What you are asked to do -
Give an exact copy of every line, leaving images out.

Dataset content -
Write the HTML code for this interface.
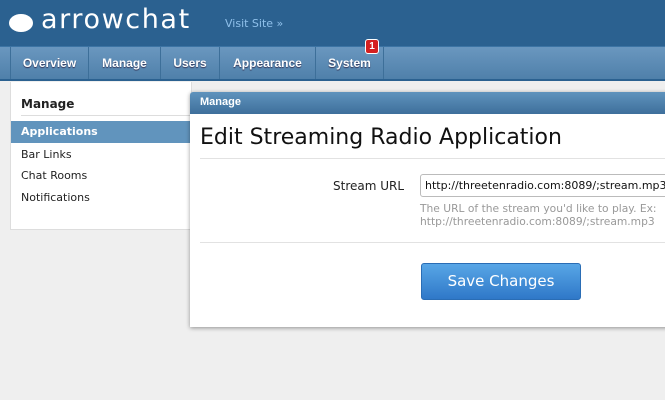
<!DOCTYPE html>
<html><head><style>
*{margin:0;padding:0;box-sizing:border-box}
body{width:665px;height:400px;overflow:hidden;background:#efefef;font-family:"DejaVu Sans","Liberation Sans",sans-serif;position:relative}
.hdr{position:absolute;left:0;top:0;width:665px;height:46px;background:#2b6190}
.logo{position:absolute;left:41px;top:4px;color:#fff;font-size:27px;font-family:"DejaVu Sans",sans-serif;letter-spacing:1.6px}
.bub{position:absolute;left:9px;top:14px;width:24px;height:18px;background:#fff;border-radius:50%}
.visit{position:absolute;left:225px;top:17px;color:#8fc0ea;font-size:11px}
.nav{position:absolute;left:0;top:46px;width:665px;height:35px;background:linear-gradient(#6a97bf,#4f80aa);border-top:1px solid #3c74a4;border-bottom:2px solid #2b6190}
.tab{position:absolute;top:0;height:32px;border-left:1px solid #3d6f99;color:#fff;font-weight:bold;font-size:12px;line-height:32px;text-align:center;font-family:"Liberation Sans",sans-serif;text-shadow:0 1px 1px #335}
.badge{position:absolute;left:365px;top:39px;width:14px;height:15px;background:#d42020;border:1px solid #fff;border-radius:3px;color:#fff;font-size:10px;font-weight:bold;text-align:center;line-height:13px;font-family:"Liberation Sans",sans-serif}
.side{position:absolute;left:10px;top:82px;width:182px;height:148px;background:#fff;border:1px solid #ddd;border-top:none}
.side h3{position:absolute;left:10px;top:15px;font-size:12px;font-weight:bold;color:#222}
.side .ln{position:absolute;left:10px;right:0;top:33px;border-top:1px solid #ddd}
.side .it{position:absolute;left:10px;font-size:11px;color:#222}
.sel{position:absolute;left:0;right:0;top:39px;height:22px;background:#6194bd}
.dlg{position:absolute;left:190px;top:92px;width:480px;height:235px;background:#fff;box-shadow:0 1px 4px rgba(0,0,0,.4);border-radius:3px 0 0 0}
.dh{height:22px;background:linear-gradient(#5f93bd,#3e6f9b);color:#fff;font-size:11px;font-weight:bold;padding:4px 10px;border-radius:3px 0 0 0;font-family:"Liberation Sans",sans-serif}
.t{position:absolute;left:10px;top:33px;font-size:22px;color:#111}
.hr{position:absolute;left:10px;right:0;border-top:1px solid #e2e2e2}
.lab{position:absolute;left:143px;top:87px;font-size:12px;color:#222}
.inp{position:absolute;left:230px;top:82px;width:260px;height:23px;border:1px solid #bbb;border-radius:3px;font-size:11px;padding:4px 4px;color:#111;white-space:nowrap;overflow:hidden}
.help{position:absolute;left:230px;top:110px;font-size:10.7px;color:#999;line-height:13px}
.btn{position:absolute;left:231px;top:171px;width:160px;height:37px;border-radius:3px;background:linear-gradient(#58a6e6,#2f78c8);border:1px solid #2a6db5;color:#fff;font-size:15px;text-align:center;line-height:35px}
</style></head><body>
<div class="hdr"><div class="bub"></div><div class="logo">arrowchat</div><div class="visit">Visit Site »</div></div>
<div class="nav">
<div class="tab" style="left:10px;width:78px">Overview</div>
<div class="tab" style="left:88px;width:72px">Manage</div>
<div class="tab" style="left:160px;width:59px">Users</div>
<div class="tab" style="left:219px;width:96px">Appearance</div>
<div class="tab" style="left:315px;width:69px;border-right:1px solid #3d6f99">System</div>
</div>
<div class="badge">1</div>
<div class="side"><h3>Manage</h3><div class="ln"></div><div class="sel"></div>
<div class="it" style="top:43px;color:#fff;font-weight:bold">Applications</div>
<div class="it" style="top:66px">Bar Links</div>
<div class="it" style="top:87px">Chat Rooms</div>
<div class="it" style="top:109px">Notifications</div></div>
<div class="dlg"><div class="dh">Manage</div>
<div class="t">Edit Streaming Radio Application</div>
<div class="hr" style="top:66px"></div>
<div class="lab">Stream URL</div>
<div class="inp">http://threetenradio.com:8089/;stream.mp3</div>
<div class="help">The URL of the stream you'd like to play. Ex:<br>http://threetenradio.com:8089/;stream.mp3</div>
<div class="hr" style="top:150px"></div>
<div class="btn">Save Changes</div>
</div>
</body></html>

Final result -
Write the HTML code for this interface.
<!DOCTYPE html>
<html><head><style>
*{margin:0;padding:0;box-sizing:border-box}
body{width:665px;height:400px;overflow:hidden;background:#efefef;font-family:"DejaVu Sans","Liberation Sans",sans-serif;position:relative}
.hdr{position:absolute;left:0;top:0;width:665px;height:46px;background:#2b6190}
.logo{position:absolute;left:41px;top:4px;color:#fff;font-size:27px;font-family:"DejaVu Sans",sans-serif;letter-spacing:1.6px}
.bub{position:absolute;left:9px;top:14px;width:24px;height:18px;background:#fff;border-radius:50%}
.visit{position:absolute;left:225px;top:17px;color:#8fc0ea;font-size:11px}
.nav{position:absolute;left:0;top:46px;width:665px;height:35px;background:linear-gradient(#6a97bf,#4f80aa);border-top:1px solid #3c74a4;border-bottom:2px solid #2b6190}
.tab{position:absolute;top:0;height:32px;border-left:1px solid #3d6f99;color:#fff;font-weight:bold;font-size:12px;line-height:32px;text-align:center;font-family:"Liberation Sans",sans-serif;text-shadow:0 1px 1px #335}
.badge{position:absolute;left:365px;top:39px;width:14px;height:15px;background:#d42020;border:1px solid #fff;border-radius:3px;color:#fff;font-size:10px;font-weight:bold;text-align:center;line-height:13px;font-family:"Liberation Sans",sans-serif}
.side{position:absolute;left:10px;top:82px;width:182px;height:148px;background:#fff;border:1px solid #ddd;border-top:none}
.side h3{position:absolute;left:10px;top:15px;font-size:12px;font-weight:bold;color:#222}
.side .ln{position:absolute;left:10px;right:0;top:33px;border-top:1px solid #ddd}
.side .it{position:absolute;left:10px;font-size:11px;color:#222}
.sel{position:absolute;left:0;right:0;top:39px;height:22px;background:#6194bd}
.dlg{position:absolute;left:190px;top:92px;width:480px;height:235px;background:#fff;box-shadow:0 1px 4px rgba(0,0,0,.4);border-radius:3px 0 0 0}
.dh{height:22px;background:linear-gradient(#5f93bd,#3e6f9b);color:#fff;font-size:11px;font-weight:bold;padding:4px 10px;border-radius:3px 0 0 0;font-family:"Liberation Sans",sans-serif}
.t{position:absolute;left:10px;top:33px;font-size:22px;color:#111}
.hr{position:absolute;left:10px;right:0;border-top:1px solid #e2e2e2}
.lab{position:absolute;left:143px;top:87px;font-size:12px;color:#222}
.inp{position:absolute;left:230px;top:82px;width:260px;height:23px;border:1px solid #bbb;border-radius:3px;font-size:11px;padding:4px 4px;color:#111;white-space:nowrap;overflow:hidden}
.help{position:absolute;left:230px;top:110px;font-size:10.7px;color:#999;line-height:13px}
.btn{position:absolute;left:231px;top:171px;width:160px;height:37px;border-radius:3px;background:linear-gradient(#58a6e6,#2f78c8);border:1px solid #2a6db5;color:#fff;font-size:15px;text-align:center;line-height:35px}
</style></head><body>
<div class="hdr"><div class="bub"></div><div class="logo">arrowchat</div><div class="visit">Visit Site »</div></div>
<div class="nav">
<div class="tab" style="left:10px;width:78px">Overview</div>
<div class="tab" style="left:88px;width:72px">Manage</div>
<div class="tab" style="left:160px;width:59px">Users</div>
<div class="tab" style="left:219px;width:96px">Appearance</div>
<div class="tab" style="left:315px;width:69px;border-right:1px solid #3d6f99">System</div>
</div>
<div class="badge">1</div>
<div class="side"><h3>Manage</h3><div class="ln"></div><div class="sel"></div>
<div class="it" style="top:43px;color:#fff;font-weight:bold">Applications</div>
<div class="it" style="top:66px">Bar Links</div>
<div class="it" style="top:87px">Chat Rooms</div>
<div class="it" style="top:109px">Notifications</div></div>
<div class="dlg"><div class="dh">Manage</div>
<div class="t">Edit Streaming Radio Application</div>
<div class="hr" style="top:66px"></div>
<div class="lab">Stream URL</div>
<div class="inp">http://threetenradio.com:8089/;stream.mp3</div>
<div class="help">The URL of the stream you'd like to play. Ex:<br>http://threetenradio.com:8089/;stream.mp3</div>
<div class="hr" style="top:150px"></div>
<div class="btn">Save Changes</div>
</div>
</body></html>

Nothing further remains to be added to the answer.